One step closer to a password-less web
At WWDC 2019, Apple introduced attendees and viewers to the new ‘Sign in with Apple’ feature rolling out across all devices. While this feature isn’t necessarily groundbreaking or the selling point to go out and grab a MacBook or iPhone, it has since developed into an appreciated part of Apple’s suite of device features.
Apple Pay launched five years earlier and is probably the most closely related and comparable feature. Both Apple Pay and ‘Sign in with Apple’ are two ways that Apple is continuing to push for a simpler, more intuitive experience not only from a hardware and operating system perspective but now even in third-party applications.
What Is ‘Sign in With Apple’?
In recent years, signup forms across the web have been simplified in many different ways. One of the most common ways of simplifying the process is through using OAuth, an open protocol that allows secure authorization on the web, mobile, and desktop applications.
You’ve likely been to websites where you’re given the option to either sign up with an email address or by linking a popular service account such as Google or Facebook. In most cases, this is OAuth in action.
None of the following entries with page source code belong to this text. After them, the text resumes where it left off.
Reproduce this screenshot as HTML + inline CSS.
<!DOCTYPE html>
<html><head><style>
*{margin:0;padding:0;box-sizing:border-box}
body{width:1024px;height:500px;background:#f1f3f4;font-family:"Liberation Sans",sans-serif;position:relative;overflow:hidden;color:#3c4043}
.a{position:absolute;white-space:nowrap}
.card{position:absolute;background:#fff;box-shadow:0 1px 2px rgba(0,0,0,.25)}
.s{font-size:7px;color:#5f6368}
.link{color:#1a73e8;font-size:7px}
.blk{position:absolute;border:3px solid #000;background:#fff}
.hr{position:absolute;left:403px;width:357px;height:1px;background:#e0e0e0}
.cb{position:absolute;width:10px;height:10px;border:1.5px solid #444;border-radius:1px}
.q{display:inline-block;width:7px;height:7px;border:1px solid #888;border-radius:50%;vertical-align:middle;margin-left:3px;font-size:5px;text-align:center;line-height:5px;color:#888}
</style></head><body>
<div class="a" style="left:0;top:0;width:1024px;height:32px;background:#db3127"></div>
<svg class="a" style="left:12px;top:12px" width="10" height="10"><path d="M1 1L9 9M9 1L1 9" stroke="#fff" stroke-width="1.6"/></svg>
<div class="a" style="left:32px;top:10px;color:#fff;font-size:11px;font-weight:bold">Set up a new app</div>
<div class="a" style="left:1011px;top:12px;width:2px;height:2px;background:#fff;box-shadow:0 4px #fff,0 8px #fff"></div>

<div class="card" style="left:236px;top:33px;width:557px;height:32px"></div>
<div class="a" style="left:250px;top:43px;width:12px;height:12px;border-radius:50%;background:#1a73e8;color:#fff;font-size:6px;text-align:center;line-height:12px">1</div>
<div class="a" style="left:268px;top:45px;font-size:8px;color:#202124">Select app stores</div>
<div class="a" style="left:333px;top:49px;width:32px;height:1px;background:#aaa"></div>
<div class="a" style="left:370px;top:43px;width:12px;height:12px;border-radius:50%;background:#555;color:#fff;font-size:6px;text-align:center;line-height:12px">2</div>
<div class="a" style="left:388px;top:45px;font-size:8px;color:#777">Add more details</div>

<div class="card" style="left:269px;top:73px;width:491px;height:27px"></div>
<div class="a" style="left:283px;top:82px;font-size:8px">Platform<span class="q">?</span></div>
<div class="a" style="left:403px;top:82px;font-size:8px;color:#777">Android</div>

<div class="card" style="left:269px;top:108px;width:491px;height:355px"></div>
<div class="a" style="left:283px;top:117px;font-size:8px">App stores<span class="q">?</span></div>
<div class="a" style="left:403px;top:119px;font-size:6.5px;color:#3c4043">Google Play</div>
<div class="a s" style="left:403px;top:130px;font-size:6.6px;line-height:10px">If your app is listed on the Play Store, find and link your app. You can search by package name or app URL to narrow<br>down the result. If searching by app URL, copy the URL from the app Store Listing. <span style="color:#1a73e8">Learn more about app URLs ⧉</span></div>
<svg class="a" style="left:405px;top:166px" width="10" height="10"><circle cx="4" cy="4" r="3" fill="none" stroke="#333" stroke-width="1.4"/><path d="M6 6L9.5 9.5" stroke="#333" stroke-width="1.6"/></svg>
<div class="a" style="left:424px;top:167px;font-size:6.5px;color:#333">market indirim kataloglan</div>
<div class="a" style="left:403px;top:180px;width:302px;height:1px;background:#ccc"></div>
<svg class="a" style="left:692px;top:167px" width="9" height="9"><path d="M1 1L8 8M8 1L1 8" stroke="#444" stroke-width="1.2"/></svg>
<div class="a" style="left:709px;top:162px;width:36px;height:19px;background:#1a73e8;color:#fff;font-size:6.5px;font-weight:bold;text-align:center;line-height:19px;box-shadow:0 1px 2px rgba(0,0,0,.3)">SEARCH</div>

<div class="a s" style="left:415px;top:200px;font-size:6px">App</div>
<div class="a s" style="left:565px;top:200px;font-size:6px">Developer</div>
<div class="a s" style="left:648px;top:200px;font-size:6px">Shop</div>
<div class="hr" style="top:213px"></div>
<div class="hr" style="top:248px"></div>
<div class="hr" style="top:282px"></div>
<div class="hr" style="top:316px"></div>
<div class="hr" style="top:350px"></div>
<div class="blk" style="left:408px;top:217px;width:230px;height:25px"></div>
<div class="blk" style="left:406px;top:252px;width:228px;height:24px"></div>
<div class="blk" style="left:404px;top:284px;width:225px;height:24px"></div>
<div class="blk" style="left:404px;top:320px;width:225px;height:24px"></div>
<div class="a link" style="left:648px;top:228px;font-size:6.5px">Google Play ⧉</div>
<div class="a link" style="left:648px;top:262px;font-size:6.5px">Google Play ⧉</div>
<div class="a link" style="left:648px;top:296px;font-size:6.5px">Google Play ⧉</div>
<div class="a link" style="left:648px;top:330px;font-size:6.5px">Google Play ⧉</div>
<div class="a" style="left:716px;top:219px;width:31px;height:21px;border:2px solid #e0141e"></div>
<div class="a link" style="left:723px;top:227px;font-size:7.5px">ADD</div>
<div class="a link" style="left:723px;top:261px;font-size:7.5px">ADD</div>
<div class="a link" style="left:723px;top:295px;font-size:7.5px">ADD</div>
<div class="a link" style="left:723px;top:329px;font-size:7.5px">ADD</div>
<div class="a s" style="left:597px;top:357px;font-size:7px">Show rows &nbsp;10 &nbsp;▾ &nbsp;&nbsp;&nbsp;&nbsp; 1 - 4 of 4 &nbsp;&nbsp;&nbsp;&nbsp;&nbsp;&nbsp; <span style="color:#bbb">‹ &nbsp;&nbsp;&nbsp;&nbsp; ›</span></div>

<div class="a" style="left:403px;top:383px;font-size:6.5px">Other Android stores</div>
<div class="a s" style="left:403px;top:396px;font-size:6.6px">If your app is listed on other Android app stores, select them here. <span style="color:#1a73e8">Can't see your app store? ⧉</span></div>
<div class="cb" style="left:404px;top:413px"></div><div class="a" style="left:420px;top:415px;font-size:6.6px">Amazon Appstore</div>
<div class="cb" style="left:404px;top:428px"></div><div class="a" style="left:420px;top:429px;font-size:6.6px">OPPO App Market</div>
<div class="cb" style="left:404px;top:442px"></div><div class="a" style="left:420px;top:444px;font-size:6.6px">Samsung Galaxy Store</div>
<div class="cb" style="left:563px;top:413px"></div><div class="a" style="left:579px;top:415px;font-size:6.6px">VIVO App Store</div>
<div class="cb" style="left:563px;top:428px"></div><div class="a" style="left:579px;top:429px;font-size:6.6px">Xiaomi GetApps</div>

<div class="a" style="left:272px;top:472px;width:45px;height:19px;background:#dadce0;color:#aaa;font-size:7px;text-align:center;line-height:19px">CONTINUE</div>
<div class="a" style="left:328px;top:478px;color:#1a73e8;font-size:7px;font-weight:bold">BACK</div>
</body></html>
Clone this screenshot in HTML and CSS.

Apple’s ‘Sign in with Apple’ feature works very similarly to OAuth. If you’ve seen the Apple Pay button on any mobile website or app, Apple’s new sign-in button is very similar.
If your device is running iOS 13 or above, you’ll be able to use your device’s Apple sign-in information to instantly and easily create an account. The only requirement is that you have two-factor authentication enabled on your Apple ID.
‘Sign in with Apple’ has some very interesting perks that you won’t find while using OAuth and similar services. An example is Apple’s ‘Hide My Email’ feature.
With Hide My Email, Apple will generate a random email address on the privaterelay.appleid.com domain name that will forward to your real iCloud mail account and use this during account signup. With the rate at which websites are being hacked, this is a great security buffer that can save your iCloud account from being potentially breached.
Creating an account with Apple’s new sign-in feature will allow you to sign in by using your device’s Face ID, Touch ID, or passcode. In a world attempting to move beyond text-based passwords, this is a step in the right direction.
How To Use ‘Sign In With Apple’
Apple’s new sign-in feature is still relatively young and is only out on a select few apps in the App Store—Instacart and Bird are two examples. If you’d like to take Sign In With Apple for a spin, you can download either of those apps.
On the signup page for any app with support, you’ll see the Sign in with Apple button, black and branded with the Apple logo.
Tapping on this button will bring up a prompt that shows your device’s current iCloud information, allowing you to select if you would like to sign up with your real iCloud email address or mask it with Apple’s Hide My Email feature.
The button to sign in will either be Continue with Passcode or mention the biometric that you use to protect your Apple ID – either Face ID or Touch ID. Continuing and verifying your passcode, Face ID, or Touch ID will create your account and allow you to sign in to it in the future on devices linked to your Apple ID.
How Safe Is ‘Sign in with Apple’?
Apple’s new sign-in service is one of the most secure methods of account creation to reach the mainstream web. It requires an Apple device with two-factor authentication enabled, and you’ll need to pass your phone’s standard security check to access your account. There are very few other systems on the web where your sign-in information is associated with a physical device.
Additionally, while throwaway email services and email forwarders are nothing new, Apple’s integration of Hide My Email streamlines the process and opens up the possibility of email masking to users who otherwise may not even know or understand the existence of such a security measure.
As far as user privacy goes, Apple promises the following on their official sign-in support page: “Sign in with Apple won’t track or profile you as you use your favorite apps and websites, and Apple retains only the information that’s needed to make sure you can sign in and manage your account.”
Overall, Apple has raised the bar with its new sign-in service. OAuth has been a major timesaver for years, but Sign in with Apple brings so much more to the table if you’re able to find an app that supports it and you own an Apple ID protected by two-factor authentication. This is one big step closer to a passwordless web.